If the judiciary at large were being targeted for their personal data etc. and having it put at risk we can certainly believe there would be no "waiting" before major protective actions were taken. The judge here is simply wrong about having to see a plan before extending protection. Protection can be extended based on the magnitude of the risk. It's done every day by judges across the country in domestic protection orders (many times issued with no evidence of prior acts or threats), orders of protection of financial data in estate matters etc. and in civil litigation between corporations regarding financial matters and intellectual property matters.
choie
(5,348 posts)What are they waiting for, for these DOGE assholes to take all our information and ruin our institutions? WTF?
Deminpenn
(16,738 posts)Originally appointed to the DC superior court by Reagan in 1984, then to the DC circuit court in 1997 by Clinton.
SunSeeker
(55,464 posts)
Qutzupalotl
(15,325 posts)The unions can't show harm. Congress authorized and funded the agencies, so their power is directly harmed.

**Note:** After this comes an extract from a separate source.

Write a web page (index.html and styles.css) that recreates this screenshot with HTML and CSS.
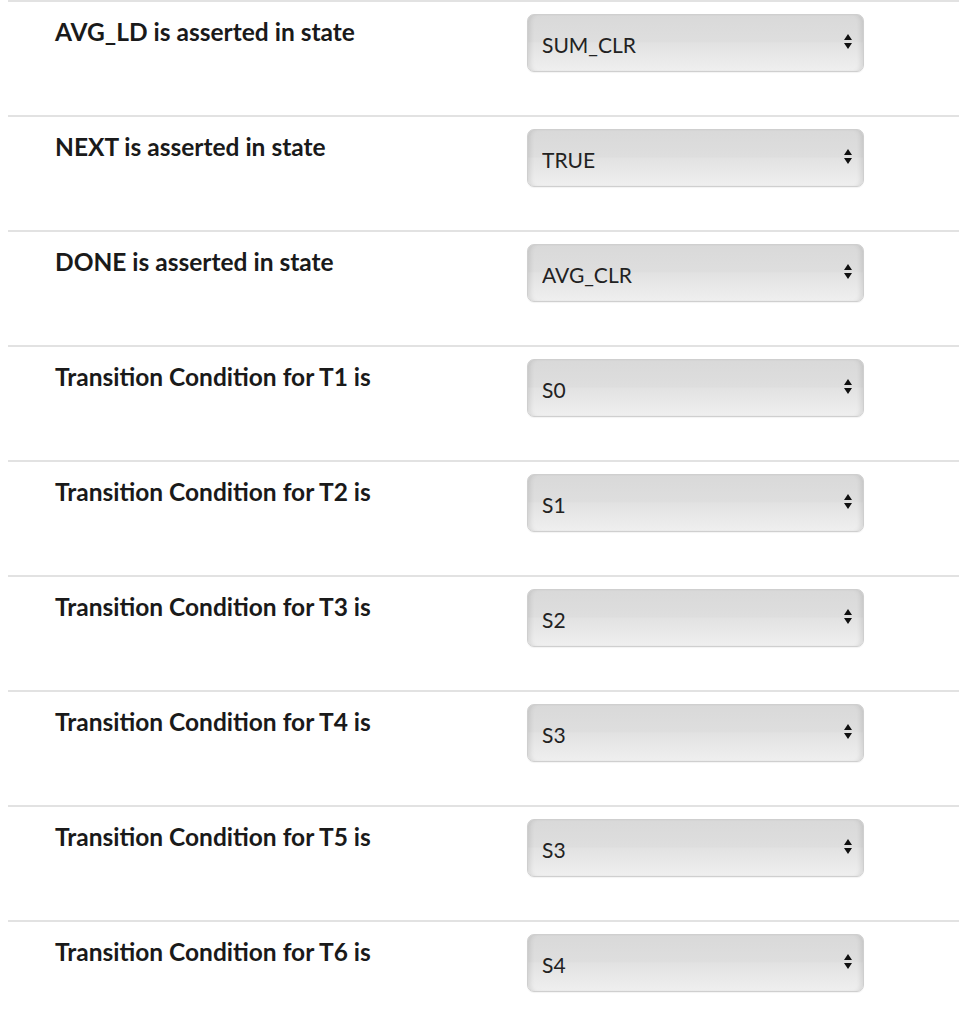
FILE: index.html
```html
<!DOCTYPE html>
<html>
<head>
<meta charset="utf-8">
<link rel="stylesheet" href="styles.css">
</head>
<body>
<div class="list">
  <div class="row"><div class="label">AVG_LD is asserted in state</div><div class="sel"><select><option>SUM_CLR</option></select><svg class="arr" width="10" height="15" viewBox="0 0 10 15"><path d="M5 0 L9 6 L1 6 Z M1 9 L9 9 L5 15 Z" fill="#111"/></svg></div></div>
  <div class="row"><div class="label">NEXT is asserted in state</div><div class="sel"><select><option>TRUE</option></select><svg class="arr" width="10" height="15" viewBox="0 0 10 15"><path d="M5 0 L9 6 L1 6 Z M1 9 L9 9 L5 15 Z" fill="#111"/></svg></div></div>
  <div class="row"><div class="label">DONE is asserted in state</div><div class="sel"><select><option>AVG_CLR</option></select><svg class="arr" width="10" height="15" viewBox="0 0 10 15"><path d="M5 0 L9 6 L1 6 Z M1 9 L9 9 L5 15 Z" fill="#111"/></svg></div></div>
  <div class="row"><div class="label">Transition Condition for T1 is</div><div class="sel"><select><option>S0</option></select><svg class="arr" width="10" height="15" viewBox="0 0 10 15"><path d="M5 0 L9 6 L1 6 Z M1 9 L9 9 L5 15 Z" fill="#111"/></svg></div></div>
  <div class="row"><div class="label">Transition Condition for T2 is</div><div class="sel"><select><option>S1</option></select><svg class="arr" width="10" height="15" viewBox="0 0 10 15"><path d="M5 0 L9 6 L1 6 Z M1 9 L9 9 L5 15 Z" fill="#111"/></svg></div></div>
  <div class="row"><div class="label">Transition Condition for T3 is</div><div class="sel"><select><option>S2</option></select><svg class="arr" width="10" height="15" viewBox="0 0 10 15"><path d="M5 0 L9 6 L1 6 Z M1 9 L9 9 L5 15 Z" fill="#111"/></svg></div></div>
  <div class="row"><div class="label">Transition Condition for T4 is</div><div class="sel"><select><option>S3</option></select><svg class="arr" width="10" height="15" viewBox="0 0 10 15"><path d="M5 0 L9 6 L1 6 Z M1 9 L9 9 L5 15 Z" fill="#111"/></svg></div></div>
  <div class="row"><div class="label">Transition Condition for T5 is</div><div class="sel"><select><option>S3</option></select><svg class="arr" width="10" height="15" viewBox="0 0 10 15"><path d="M5 0 L9 6 L1 6 Z M1 9 L9 9 L5 15 Z" fill="#111"/></svg></div></div>
  <div class="row"><div class="label">Transition Condition for T6 is</div><div class="sel"><select><option>S4</option></select><svg class="arr" width="10" height="15" viewBox="0 0 10 15"><path d="M5 0 L9 6 L1 6 Z M1 9 L9 9 L5 15 Z" fill="#111"/></svg></div></div>
</div>
</body>
</html>
```

FILE: styles.css
```css
html, body {
  margin: 0;
  padding: 0;
  background: #fff;
}
body {
  font-family: Lato, "Open Sans", sans-serif;
  color: #1a1a1a;
}
.list {
  margin: 0 13px 0 8px;
}
.row {
  display: flex;
  align-items: flex-start;
  height: 113px;
  border-top: 2px solid #e2e2e2;
}
.label {
  width: 472px;
  padding-left: 47px;
  padding-top: 16px;
  font-weight: 700;
  font-size: 24.5px;
  line-height: 28px;
}
.sel {
  position: relative;
  margin-top: 12px;
  width: 337px;
  height: 58px;
}
.sel select {
  -webkit-appearance: none;
  appearance: none;
  width: 100%;
  height: 100%;
  margin: 0;
  box-sizing: border-box;
  border: 1px solid #cfcfcf;
  border-radius: 7px;
  padding: 2px 0 0 14px;
  font-family: Lato, "Open Sans", sans-serif;
  font-size: 21px;
  color: #222;
  background: linear-gradient(#d9d9d9 0%, #dedede 48%, #e2e2e2 50%, #efefef 100%);
  box-shadow: inset 5px 0 5px -3px rgba(0,0,0,0.10), inset -5px 0 5px -3px rgba(0,0,0,0.10), 0 1px 1px rgba(0,0,0,0.05);
  outline: none;
}
.arr {
  position: absolute;
  right: 11px;
  top: 20px;
  pointer-events: none;
}
```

Reading between the lines, I think congressional Democrats had to wait for this decision before taking their next step:
https://substack.com/@ariellaelm/note/c-97273151?r=40y5k&utm_medium=ios&utm_source=notes-share-action
BumRushDaShow
(150,860 posts)What has to happen are individuals and more recently, the states that seem to have a better case for showing harm.
I was on a telephone Town Hall with my Congressman this morning (Dwight Evans (D) PA-3) and he had our PA governor on (Josh Shapiro, who also used to be the PA AG back during the 2020 election) and the AG of the state of Delaware (Kathy Jennings (D)) who brought the issue up. The PA AG after the 2024 election is a (R) so our lawyer Governor has been doing his own filings on behalf of the state.
Jennings mentioned how the 23 (D) AGs (which includes the AG of D.C.) are taking the lead due to some of these standing issues and she mentioned that so far, they have "been winning".
AmericaUnderSiege
(777 posts)It belongs to the public, not to them.